The meeting, attended by diplomats from 14 nations and chaired by Council of Indigenous Peoples Minister Icyang Parod, also agreed that next year’s meeting would be hosted by the Marshall Islands.
Launched in 2002, the forum began formal collaborative work with 12 Pacific island nations in 2018.
Photo: Fang Pin-chao, Taipei Times
The forum’s headquarters was inaugurated in Palau on Sept. 30 last year at its annual executive council meeting.
“In that meeting, it was decided to hold the Austronesian Forum and the executive council meeting in Hawaii in June this year,” Icyang said. “The outbreak of the COVID-19 pandemic earlier this year meant that it was decided to hold the forum in Taipei this year.”
The council held a videoconference with the headquarters, where it was joined by Palauan Queen Bilung Gloria Gibbon-Salii.

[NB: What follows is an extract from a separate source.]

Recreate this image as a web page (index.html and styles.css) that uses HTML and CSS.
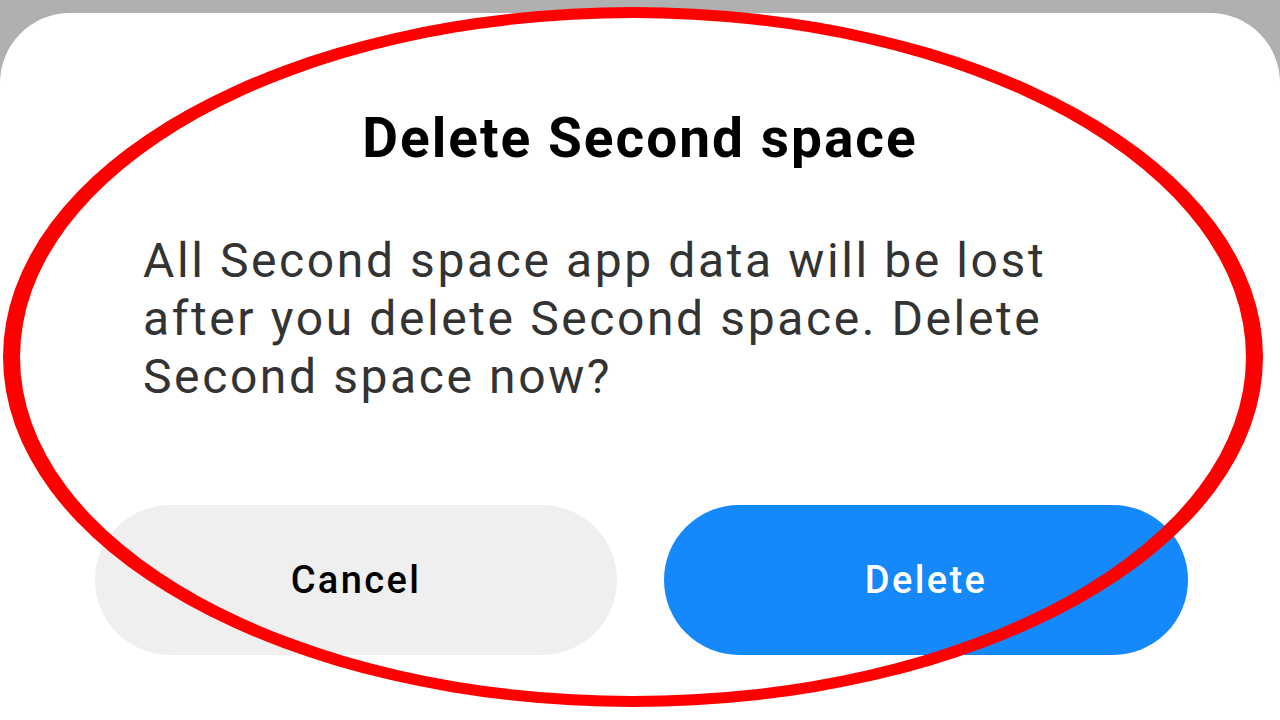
FILE: index.html
```html
<!DOCTYPE html>
<html>
<head>
    <title>Delete Second space</title>
    <link rel="stylesheet" href="styles.css">
</head>
<body>
    <div class="dialog">
        <h2 class="dialog-title">Delete Second space</h2>
        <p class="dialog-message">All Second space app data will be lost after you delete Second space. Delete Second space now?</p>
        <div class="dialog-buttons">
            <button class="btn btn-cancel">Cancel</button>
            <button class="btn btn-delete">Delete</button>
        </div>
    </div>

    <!-- red marker circle drawn over the screenshot (ring: outer ellipse minus inner) -->
    <svg class="marker" width="1280" height="720" viewBox="0 0 1280 720">
        <path fill="#ff0000" fill-rule="evenodd"
              d="M3 357 a630 350 0 1 0 1260 0 a630 350 0 1 0 -1260 0 Z
                 M20 357 a613 339 0 1 0 1226 0 a613 339 0 1 0 -1226 0 Z"/>
    </svg>
</body>
</html>
```

FILE: styles.css
```css
html, body { margin: 0; height: 100%; }
body { background-color: #b0b0b0; font-family: Roboto, "Liberation Sans", sans-serif; overflow: hidden; }
.dialog { margin-top: 13px; height: 707px; background-color: #fff; border-radius: 70px 70px 0 0; padding-top: 93px; box-sizing: border-box; }
.dialog-title { margin: 0; font-size: 55px; line-height: 64px; font-weight: 700; letter-spacing: 2px; color: #000; text-align: center; }
.dialog-message { margin: 62px 0 0 143px; width: 930px; font-size: 48px; line-height: 58px; letter-spacing: 2.6px; color: #333; }
.dialog-buttons { display: flex; gap: 47px; margin: 99px 0 0 95px; }
.btn { height: 150px; border: none; border-radius: 75px; font-family: inherit; font-size: 38px; font-weight: 500; letter-spacing: 2.4px; cursor: pointer; }
.btn-cancel { width: 522px; background-color: #efefef; color: #000; }
.btn-delete { width: 524px; background-color: #1588fa; color: #fff; }
.marker { position: absolute; left: 0; top: 0; pointer-events: none; }
```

Icyang reported to the council on the results of last year’s International Indigenous Economic Development Forum in Taoyuan, which hosted 29 speakers from nine nations, as well as this year’s Cultivation Program of Young Talents for International Affairs at Chiayi County’s Saviki Village (山美部落), which hosted nine Taiwanese and 12 visiting Austronesians.
Palauan delegates at the meeting said that they wanted to learn from Taiwan’s experience of publishing of Aboriginal language dictionaries, as well as the education system’s mother-tongue language classes.
“Taiwan’s Aborigines also suffered an erosion of their languages, but President Tsai Ing-wei (蔡英文) prioritized government measures to restore mother tongues through programs in schools, at home and in the communities through the passing of Indigenous Languages Development Act (原住民族語言發展法) three years ago, which has begun to bear fruit,” Icyang said.